Directions:
Below are entries. Pull out all lines containing "that".

Data supplied:

****************************************

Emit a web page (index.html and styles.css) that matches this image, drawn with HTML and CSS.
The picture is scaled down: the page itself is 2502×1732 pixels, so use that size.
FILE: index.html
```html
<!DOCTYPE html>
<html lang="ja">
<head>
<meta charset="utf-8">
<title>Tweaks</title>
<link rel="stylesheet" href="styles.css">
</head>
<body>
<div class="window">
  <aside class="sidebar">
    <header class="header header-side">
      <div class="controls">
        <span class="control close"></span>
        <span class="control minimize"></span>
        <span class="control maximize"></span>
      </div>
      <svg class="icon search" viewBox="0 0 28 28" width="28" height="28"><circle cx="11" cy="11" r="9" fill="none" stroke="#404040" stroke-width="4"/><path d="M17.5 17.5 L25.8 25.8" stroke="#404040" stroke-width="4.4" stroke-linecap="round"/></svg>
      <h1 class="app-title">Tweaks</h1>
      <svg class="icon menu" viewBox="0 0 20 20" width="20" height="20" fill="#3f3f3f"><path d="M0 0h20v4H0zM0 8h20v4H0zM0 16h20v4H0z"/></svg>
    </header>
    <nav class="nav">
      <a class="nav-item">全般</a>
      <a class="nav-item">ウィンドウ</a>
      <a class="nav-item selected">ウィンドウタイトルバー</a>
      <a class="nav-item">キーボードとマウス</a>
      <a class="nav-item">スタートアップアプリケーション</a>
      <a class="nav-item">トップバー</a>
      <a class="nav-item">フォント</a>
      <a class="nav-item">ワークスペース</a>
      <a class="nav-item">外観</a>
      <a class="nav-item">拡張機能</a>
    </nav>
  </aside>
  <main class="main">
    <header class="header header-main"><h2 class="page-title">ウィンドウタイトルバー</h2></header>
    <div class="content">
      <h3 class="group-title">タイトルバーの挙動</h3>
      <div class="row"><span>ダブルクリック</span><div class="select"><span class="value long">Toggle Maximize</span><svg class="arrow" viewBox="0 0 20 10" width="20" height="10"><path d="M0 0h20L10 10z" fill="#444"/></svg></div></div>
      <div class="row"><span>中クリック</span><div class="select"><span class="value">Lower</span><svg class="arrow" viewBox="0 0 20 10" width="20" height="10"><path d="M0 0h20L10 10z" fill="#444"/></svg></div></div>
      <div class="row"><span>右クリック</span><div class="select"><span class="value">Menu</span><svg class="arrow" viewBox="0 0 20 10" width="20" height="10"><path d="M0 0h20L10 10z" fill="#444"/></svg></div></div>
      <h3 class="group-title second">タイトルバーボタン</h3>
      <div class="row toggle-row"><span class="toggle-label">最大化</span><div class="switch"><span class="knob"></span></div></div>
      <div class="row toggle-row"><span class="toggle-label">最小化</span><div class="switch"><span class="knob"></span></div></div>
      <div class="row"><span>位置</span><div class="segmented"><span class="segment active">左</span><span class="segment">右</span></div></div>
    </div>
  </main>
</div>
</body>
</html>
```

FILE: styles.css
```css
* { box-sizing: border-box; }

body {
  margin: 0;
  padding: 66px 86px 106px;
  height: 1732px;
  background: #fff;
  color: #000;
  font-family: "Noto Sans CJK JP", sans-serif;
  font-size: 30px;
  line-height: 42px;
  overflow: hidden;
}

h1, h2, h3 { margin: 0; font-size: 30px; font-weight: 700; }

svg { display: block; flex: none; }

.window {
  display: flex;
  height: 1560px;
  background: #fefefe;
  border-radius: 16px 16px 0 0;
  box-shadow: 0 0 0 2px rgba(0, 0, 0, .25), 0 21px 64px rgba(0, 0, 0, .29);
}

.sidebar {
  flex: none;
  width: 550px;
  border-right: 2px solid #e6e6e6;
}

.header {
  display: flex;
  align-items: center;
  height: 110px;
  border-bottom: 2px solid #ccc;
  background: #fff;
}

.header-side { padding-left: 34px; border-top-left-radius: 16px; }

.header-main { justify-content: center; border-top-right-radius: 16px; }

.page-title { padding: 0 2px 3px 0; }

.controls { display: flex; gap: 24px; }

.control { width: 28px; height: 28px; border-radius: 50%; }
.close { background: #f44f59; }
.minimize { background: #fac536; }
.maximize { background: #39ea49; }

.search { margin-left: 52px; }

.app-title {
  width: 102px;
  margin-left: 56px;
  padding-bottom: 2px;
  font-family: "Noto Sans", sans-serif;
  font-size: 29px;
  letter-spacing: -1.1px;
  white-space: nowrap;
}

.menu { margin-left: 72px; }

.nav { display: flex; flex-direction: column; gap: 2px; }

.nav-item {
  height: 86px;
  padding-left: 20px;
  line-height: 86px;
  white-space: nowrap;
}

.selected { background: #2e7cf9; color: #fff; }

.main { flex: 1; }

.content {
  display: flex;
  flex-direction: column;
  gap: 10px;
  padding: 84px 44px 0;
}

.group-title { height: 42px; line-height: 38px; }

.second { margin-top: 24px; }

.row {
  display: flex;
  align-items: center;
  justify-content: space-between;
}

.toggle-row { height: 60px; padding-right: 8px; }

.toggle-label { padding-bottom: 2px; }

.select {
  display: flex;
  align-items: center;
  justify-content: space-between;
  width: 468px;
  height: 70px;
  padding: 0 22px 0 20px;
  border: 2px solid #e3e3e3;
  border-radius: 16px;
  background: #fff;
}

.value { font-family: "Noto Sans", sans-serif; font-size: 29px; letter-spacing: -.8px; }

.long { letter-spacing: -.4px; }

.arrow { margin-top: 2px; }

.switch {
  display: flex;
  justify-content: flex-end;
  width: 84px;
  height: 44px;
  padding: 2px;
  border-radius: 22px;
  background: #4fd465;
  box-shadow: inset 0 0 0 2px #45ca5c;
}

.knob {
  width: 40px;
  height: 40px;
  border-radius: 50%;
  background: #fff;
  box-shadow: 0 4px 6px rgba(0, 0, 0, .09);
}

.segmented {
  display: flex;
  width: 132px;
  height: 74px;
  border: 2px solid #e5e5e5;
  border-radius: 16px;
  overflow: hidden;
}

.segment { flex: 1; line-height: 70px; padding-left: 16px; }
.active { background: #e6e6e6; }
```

****************************************

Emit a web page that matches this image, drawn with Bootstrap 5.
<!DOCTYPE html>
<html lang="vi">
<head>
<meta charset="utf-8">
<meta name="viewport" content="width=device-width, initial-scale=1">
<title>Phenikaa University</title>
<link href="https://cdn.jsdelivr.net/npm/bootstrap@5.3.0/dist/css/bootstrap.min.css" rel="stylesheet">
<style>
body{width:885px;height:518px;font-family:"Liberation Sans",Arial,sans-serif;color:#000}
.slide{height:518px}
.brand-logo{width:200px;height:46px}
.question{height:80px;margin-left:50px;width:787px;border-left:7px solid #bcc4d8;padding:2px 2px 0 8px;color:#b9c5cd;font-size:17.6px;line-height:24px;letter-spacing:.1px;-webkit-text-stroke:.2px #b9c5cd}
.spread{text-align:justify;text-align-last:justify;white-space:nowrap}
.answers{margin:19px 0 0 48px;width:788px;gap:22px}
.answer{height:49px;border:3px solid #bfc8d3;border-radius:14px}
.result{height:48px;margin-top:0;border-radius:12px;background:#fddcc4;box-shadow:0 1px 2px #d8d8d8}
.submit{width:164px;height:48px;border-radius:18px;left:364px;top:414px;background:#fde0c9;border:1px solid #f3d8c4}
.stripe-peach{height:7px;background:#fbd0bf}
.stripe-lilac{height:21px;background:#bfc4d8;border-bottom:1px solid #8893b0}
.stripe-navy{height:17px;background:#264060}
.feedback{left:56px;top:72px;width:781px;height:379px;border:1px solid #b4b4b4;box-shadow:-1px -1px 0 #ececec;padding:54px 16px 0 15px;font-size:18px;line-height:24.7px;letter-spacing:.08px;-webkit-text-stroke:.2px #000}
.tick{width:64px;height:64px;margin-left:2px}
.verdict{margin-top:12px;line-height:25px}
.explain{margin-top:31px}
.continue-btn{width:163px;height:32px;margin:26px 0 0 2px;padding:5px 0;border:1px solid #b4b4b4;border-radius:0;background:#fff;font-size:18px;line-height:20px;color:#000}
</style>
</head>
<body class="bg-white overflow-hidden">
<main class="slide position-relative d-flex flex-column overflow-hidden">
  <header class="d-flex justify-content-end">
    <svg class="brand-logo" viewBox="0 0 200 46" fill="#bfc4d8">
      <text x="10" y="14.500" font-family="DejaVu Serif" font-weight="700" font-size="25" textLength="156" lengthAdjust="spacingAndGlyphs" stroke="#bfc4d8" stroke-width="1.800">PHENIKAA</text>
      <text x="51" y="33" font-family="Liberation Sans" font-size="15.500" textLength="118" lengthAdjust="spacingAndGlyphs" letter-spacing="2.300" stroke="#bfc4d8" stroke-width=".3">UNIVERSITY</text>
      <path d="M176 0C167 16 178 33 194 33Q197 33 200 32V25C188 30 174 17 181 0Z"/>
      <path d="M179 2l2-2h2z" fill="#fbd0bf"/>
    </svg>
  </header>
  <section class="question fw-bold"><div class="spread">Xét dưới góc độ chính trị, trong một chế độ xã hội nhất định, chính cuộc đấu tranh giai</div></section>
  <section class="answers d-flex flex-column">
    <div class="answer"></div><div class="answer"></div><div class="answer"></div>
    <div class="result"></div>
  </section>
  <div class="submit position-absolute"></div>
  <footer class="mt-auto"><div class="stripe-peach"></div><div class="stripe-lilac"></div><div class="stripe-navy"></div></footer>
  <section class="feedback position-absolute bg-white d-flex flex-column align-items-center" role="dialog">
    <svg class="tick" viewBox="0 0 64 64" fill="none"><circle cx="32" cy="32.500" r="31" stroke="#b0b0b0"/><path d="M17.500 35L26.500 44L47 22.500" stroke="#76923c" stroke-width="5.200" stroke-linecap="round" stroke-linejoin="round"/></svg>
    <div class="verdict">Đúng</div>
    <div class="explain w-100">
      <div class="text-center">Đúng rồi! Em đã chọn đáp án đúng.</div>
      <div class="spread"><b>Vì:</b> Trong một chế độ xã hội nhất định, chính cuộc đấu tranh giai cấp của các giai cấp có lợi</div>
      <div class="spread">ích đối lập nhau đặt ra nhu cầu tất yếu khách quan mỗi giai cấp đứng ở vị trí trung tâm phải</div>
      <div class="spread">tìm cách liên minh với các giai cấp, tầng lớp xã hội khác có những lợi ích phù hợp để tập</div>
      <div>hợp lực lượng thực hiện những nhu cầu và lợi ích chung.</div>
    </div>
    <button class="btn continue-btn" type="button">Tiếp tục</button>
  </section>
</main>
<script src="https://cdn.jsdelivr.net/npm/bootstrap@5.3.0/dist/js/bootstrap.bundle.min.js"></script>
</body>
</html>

****************************************

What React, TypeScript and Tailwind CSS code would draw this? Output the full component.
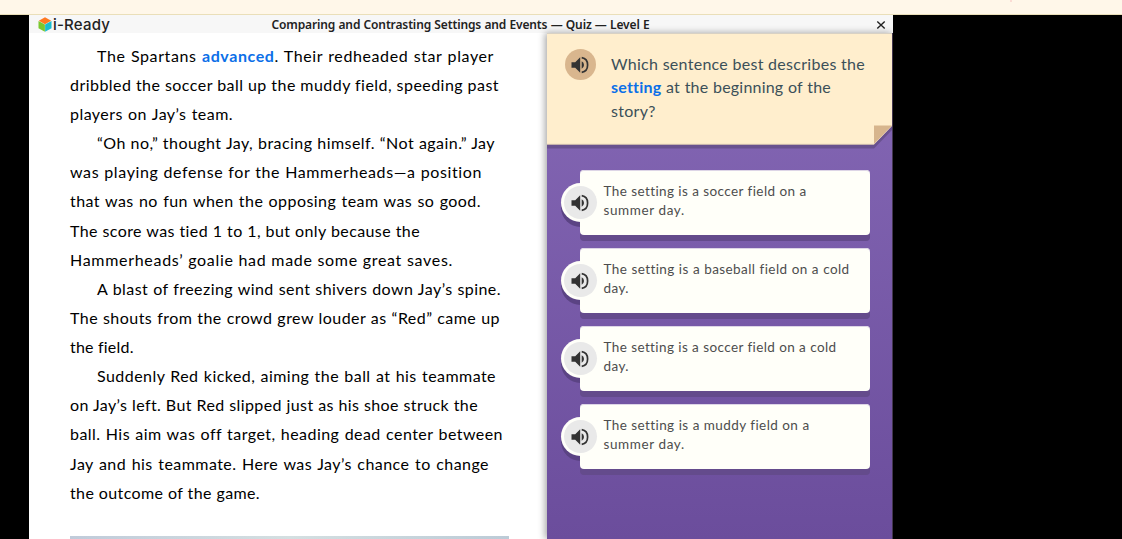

****************************************

Result:
Emit a web page (index.html and styles.css) that matches this image, drawn with HTML and CSS.
The picture is scaled down: the page itself is 2502×1732 pixels, so use that size.
Emit a web page that matches this image, drawn with Bootstrap 5.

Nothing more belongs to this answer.